For each line in the data below that holds "page", return a copy.

▸ SOURCE MATERIAL
>>>>>

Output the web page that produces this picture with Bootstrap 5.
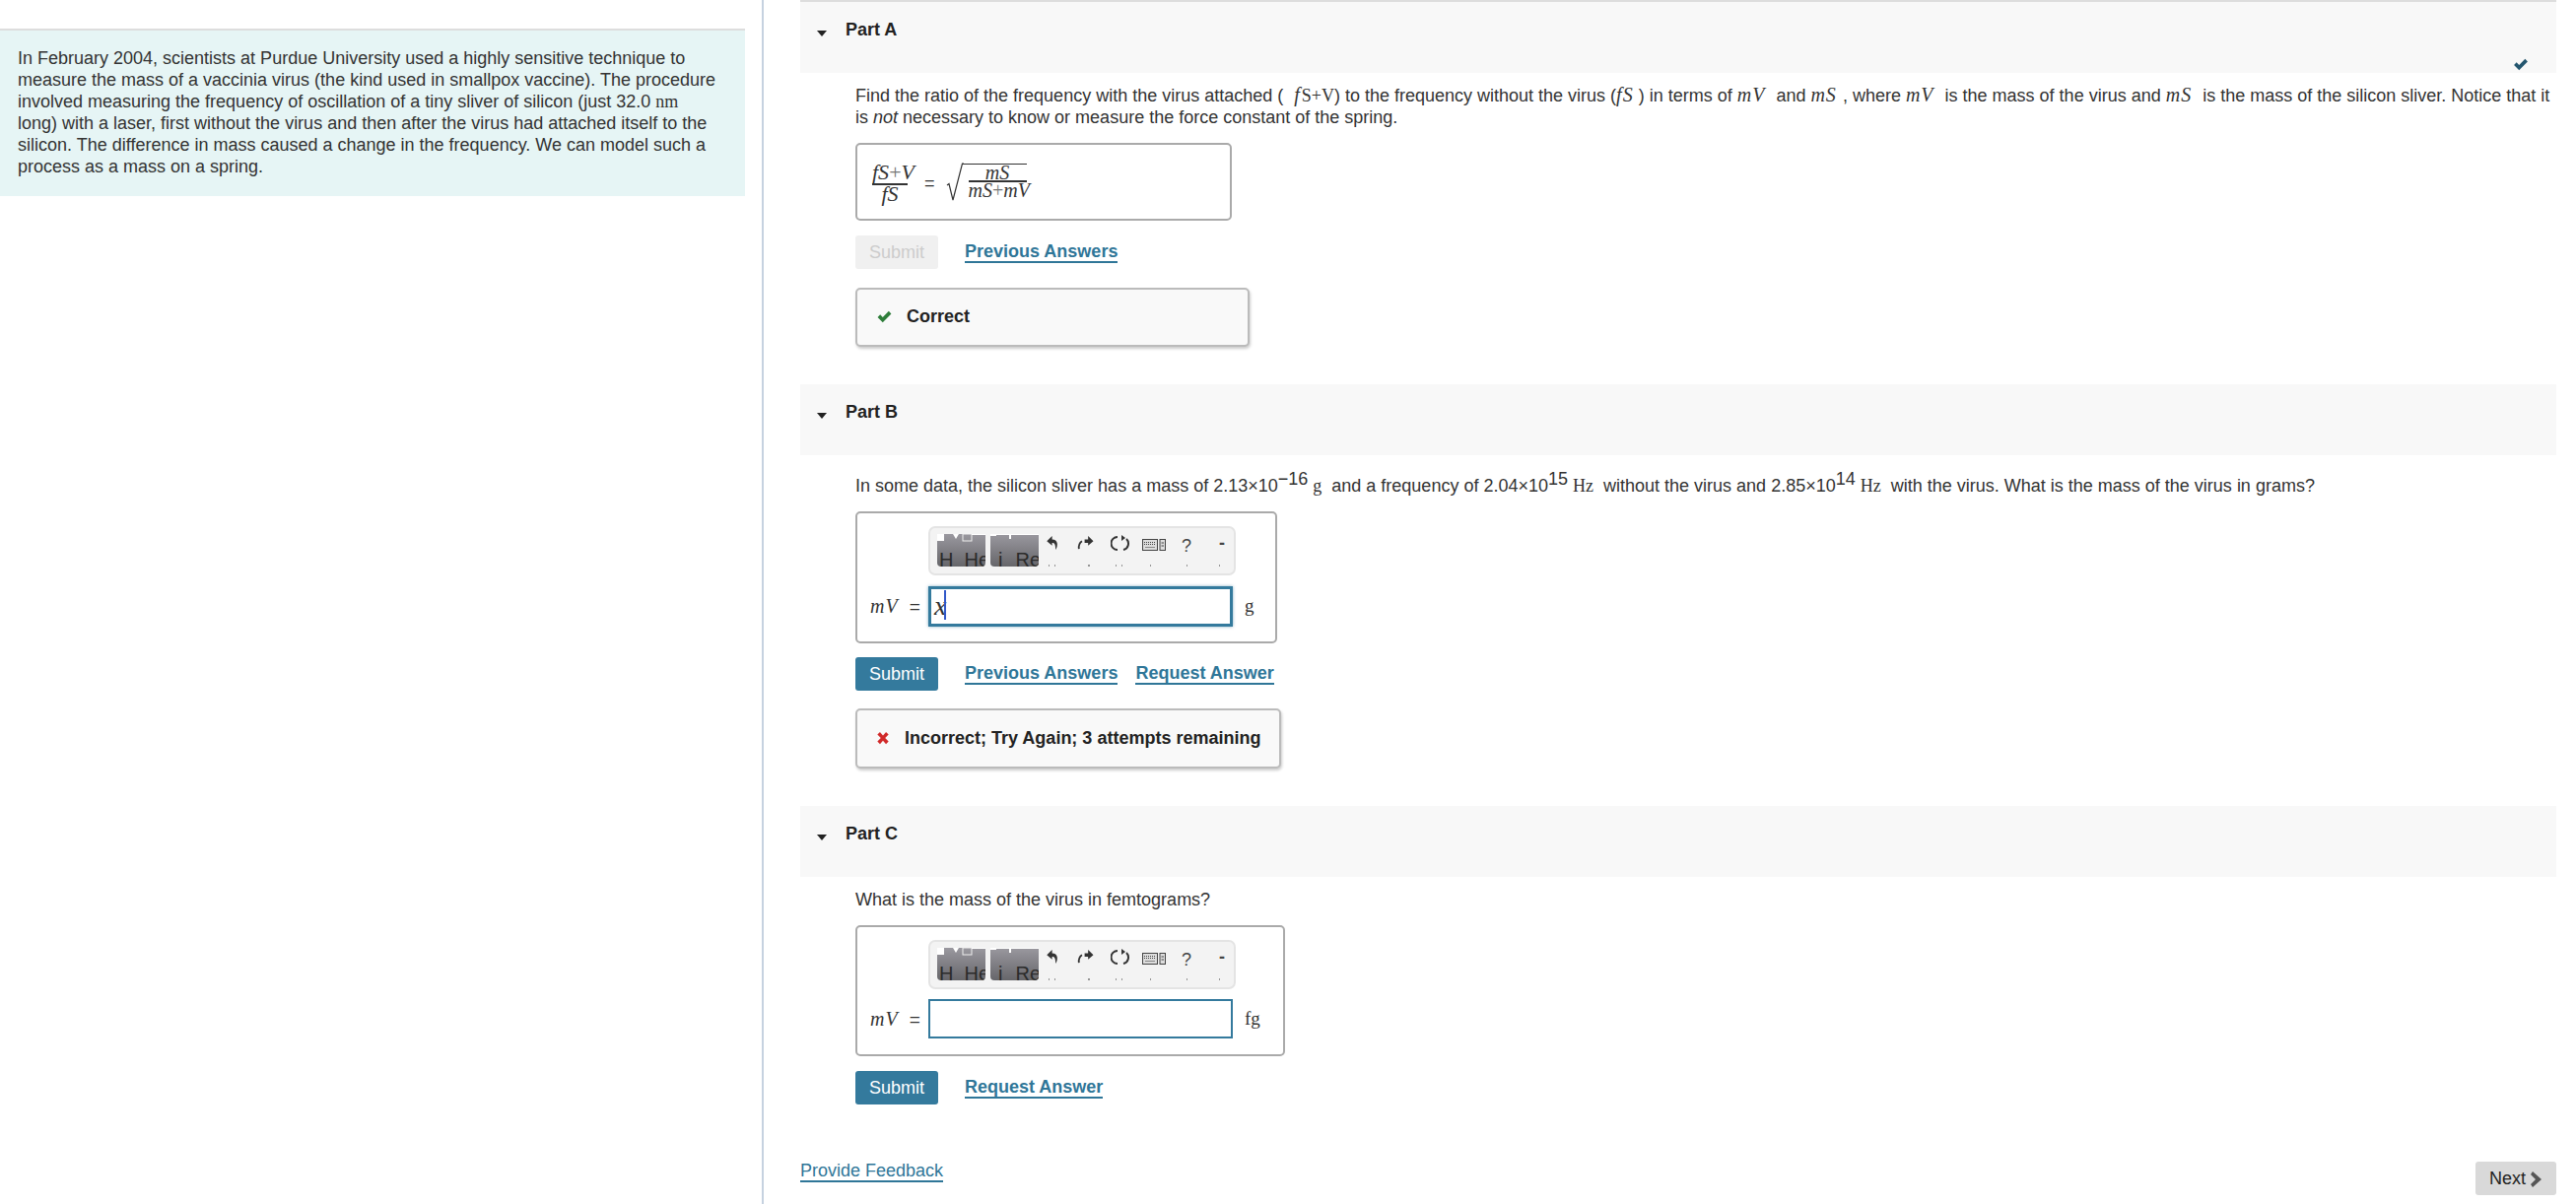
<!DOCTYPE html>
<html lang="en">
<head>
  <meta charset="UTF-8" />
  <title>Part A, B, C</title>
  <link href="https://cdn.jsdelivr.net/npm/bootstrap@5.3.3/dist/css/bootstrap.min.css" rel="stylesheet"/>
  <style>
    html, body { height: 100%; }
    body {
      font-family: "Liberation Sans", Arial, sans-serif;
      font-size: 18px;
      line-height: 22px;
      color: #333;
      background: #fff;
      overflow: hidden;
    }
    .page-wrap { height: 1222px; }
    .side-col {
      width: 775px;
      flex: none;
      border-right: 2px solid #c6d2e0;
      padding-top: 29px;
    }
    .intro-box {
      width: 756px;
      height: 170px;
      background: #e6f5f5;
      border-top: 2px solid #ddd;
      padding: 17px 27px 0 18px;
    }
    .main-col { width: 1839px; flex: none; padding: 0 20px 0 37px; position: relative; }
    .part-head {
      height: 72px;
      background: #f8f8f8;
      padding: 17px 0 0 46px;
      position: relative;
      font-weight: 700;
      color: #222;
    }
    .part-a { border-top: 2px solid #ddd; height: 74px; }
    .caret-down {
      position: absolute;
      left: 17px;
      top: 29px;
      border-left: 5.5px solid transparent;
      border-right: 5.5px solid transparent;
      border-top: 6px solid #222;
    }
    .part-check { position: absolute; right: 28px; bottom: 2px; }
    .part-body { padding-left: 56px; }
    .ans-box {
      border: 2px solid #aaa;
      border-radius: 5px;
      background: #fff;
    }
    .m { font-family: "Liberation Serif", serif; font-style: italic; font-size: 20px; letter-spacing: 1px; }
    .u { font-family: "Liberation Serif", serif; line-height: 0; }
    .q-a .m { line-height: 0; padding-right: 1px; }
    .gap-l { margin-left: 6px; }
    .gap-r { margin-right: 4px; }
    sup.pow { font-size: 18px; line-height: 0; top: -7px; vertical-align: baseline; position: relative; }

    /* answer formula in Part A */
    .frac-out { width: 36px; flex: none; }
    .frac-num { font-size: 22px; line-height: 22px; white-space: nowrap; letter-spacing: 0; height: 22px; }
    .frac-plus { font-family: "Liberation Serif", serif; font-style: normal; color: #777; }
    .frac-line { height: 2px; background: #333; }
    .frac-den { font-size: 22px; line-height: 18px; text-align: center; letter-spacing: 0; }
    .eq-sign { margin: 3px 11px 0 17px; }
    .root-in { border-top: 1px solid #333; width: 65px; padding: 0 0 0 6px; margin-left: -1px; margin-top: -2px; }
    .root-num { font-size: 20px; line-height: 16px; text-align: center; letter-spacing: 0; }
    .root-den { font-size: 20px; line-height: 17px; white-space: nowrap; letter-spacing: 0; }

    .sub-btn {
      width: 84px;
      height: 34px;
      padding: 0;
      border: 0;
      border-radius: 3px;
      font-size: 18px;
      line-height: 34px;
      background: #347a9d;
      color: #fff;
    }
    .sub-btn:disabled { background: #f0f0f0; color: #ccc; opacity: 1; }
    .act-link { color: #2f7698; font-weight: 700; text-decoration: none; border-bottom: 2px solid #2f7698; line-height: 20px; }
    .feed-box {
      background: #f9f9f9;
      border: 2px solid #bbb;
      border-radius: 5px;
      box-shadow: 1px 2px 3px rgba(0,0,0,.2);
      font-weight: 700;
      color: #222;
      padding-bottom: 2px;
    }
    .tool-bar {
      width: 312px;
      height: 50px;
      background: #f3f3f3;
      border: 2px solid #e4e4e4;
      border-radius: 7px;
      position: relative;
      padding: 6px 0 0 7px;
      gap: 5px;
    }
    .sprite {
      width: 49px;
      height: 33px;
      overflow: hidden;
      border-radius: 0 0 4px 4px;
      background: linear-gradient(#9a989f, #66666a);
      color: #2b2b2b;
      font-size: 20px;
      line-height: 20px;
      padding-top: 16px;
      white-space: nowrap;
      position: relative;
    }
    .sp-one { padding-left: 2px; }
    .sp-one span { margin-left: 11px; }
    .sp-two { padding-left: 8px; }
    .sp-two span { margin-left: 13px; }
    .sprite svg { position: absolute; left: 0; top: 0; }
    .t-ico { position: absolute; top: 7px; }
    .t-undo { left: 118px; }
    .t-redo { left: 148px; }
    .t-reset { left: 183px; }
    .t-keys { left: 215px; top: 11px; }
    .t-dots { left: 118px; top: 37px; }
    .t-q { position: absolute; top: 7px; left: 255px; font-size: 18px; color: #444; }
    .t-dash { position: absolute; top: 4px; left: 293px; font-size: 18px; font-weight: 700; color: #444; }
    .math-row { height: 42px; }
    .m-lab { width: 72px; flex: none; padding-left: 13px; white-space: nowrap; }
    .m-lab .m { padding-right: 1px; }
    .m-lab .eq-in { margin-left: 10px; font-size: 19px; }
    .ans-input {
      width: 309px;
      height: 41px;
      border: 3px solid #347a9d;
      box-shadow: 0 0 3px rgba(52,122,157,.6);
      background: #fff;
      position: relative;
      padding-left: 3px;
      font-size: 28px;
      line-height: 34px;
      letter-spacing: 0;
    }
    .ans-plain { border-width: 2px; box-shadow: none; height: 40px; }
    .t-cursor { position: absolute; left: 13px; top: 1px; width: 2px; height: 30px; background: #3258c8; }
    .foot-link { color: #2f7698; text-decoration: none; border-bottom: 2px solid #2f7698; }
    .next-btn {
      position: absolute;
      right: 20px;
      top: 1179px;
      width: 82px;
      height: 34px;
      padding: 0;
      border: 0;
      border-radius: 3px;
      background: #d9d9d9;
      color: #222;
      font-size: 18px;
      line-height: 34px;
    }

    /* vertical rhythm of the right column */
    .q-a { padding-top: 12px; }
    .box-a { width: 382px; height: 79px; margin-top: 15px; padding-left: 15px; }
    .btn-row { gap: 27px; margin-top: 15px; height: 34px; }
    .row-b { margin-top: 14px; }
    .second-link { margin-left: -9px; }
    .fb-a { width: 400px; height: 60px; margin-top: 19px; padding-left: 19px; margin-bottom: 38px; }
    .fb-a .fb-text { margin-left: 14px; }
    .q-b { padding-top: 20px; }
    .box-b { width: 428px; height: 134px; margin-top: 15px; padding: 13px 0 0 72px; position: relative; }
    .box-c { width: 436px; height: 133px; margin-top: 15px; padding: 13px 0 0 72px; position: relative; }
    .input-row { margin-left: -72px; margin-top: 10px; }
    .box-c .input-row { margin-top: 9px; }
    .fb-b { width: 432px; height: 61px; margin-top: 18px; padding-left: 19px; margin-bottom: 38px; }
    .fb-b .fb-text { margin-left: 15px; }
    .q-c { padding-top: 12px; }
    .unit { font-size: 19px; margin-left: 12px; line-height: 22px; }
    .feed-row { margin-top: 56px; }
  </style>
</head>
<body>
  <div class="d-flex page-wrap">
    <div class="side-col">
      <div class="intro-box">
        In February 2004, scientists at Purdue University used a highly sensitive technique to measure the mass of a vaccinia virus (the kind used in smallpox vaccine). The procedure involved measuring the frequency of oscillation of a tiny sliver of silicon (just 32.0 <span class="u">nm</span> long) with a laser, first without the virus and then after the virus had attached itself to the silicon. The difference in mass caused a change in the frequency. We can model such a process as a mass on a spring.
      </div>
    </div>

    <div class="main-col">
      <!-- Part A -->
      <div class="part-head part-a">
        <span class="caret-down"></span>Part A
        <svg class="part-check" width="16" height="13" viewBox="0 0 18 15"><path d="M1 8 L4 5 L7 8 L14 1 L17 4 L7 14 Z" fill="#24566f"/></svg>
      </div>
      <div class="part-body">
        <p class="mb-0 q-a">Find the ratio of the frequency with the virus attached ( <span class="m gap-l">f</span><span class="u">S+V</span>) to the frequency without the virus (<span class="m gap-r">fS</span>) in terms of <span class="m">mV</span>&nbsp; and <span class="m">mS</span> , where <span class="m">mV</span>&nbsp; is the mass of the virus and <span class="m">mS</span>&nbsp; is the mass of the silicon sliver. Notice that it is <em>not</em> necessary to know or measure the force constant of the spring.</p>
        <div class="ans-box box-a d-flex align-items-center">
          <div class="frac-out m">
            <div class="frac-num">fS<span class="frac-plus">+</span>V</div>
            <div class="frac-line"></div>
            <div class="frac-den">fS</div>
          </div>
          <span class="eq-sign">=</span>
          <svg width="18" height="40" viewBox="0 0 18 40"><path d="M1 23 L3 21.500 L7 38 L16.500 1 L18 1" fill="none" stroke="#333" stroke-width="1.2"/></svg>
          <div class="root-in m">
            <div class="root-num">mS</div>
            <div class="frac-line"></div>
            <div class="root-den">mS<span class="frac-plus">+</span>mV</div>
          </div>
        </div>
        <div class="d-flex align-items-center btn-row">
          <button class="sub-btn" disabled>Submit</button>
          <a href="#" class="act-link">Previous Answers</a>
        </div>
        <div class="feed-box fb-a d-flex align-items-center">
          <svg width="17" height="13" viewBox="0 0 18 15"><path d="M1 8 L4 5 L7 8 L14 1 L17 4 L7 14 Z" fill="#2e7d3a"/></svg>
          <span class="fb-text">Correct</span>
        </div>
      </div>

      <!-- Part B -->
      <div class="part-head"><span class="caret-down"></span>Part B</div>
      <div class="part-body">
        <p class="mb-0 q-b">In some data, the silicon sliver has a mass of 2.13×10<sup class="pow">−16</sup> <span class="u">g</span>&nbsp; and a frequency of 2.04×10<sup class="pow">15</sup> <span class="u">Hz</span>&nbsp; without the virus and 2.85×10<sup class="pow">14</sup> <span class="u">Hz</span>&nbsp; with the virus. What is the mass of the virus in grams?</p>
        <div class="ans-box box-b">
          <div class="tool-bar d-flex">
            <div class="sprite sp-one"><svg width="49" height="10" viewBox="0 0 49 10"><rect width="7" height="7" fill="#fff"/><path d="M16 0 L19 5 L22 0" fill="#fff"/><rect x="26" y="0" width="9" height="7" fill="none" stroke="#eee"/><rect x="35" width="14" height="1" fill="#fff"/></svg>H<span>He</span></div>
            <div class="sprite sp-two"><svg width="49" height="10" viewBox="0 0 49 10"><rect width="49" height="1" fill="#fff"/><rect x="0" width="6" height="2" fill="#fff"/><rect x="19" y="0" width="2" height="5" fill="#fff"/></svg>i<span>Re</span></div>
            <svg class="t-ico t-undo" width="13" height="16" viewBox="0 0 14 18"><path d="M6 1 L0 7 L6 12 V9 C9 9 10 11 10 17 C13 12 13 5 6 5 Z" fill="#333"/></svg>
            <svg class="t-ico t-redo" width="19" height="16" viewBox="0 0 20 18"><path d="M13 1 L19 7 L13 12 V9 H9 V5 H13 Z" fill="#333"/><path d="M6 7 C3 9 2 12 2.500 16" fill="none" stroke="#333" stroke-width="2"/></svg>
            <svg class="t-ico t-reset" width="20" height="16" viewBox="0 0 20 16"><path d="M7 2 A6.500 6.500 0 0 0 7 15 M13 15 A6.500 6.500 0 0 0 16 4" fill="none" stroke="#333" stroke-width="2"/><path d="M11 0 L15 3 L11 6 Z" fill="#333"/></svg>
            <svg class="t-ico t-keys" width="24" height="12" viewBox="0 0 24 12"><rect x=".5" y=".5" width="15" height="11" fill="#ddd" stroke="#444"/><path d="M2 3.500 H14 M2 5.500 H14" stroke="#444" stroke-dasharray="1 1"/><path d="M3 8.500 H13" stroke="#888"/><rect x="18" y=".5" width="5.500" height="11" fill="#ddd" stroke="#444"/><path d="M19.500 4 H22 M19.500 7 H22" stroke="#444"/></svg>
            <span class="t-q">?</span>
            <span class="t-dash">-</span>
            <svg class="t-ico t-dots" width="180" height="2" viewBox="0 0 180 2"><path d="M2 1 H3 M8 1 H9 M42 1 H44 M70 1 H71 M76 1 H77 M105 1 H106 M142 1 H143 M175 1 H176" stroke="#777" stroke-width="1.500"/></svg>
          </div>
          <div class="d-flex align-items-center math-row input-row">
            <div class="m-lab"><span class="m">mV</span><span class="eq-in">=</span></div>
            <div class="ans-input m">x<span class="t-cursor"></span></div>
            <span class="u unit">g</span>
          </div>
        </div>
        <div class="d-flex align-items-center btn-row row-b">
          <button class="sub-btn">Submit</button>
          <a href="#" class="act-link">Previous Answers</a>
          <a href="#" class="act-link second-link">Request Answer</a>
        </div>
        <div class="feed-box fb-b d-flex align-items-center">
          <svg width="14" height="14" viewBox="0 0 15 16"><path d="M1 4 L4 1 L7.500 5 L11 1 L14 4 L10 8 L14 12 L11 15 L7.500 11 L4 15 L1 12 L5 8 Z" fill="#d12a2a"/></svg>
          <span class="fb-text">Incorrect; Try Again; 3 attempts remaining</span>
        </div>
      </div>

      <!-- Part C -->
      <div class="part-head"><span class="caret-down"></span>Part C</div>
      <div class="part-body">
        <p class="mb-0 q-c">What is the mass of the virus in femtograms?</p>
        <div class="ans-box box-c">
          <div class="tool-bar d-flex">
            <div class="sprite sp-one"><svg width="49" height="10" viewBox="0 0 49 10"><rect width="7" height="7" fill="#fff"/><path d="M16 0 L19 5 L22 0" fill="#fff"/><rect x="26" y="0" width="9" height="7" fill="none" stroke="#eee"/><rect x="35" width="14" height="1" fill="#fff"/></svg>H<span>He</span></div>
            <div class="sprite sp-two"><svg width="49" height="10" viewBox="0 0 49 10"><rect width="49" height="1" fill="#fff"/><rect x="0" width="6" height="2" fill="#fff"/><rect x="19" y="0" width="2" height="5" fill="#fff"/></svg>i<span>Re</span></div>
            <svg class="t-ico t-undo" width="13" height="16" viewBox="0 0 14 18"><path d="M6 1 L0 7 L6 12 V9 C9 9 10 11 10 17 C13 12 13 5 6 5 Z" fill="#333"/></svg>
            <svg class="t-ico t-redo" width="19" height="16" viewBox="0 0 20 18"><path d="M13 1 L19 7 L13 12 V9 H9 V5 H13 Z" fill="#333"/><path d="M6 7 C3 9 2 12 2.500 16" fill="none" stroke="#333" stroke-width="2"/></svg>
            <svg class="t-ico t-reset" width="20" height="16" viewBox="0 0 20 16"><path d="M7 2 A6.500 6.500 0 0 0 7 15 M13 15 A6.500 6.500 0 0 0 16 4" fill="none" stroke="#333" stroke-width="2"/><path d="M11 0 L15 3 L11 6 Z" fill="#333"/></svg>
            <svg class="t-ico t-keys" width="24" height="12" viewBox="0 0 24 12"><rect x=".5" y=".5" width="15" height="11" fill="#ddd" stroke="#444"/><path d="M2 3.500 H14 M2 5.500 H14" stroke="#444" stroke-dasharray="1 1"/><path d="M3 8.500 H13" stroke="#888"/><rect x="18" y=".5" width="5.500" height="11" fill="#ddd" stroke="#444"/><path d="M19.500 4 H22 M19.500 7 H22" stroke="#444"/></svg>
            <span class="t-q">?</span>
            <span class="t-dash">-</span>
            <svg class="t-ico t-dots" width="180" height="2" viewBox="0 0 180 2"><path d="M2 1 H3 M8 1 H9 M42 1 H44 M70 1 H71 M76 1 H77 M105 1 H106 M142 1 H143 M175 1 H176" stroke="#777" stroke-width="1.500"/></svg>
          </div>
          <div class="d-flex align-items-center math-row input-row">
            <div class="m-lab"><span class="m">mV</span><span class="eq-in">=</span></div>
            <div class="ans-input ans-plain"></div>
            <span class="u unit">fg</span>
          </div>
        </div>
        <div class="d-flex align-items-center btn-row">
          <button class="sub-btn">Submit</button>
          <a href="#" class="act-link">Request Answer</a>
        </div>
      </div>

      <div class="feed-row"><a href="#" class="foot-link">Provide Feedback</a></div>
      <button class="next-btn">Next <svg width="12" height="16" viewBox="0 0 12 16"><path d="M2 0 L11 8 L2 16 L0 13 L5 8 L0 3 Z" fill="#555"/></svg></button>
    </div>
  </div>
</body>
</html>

<<<<<

▸ THE COMPLETED TASK
Output the web page that produces this picture with Bootstrap 5.
    .page-wrap { height: 1222px; }
  <div class="d-flex page-wrap">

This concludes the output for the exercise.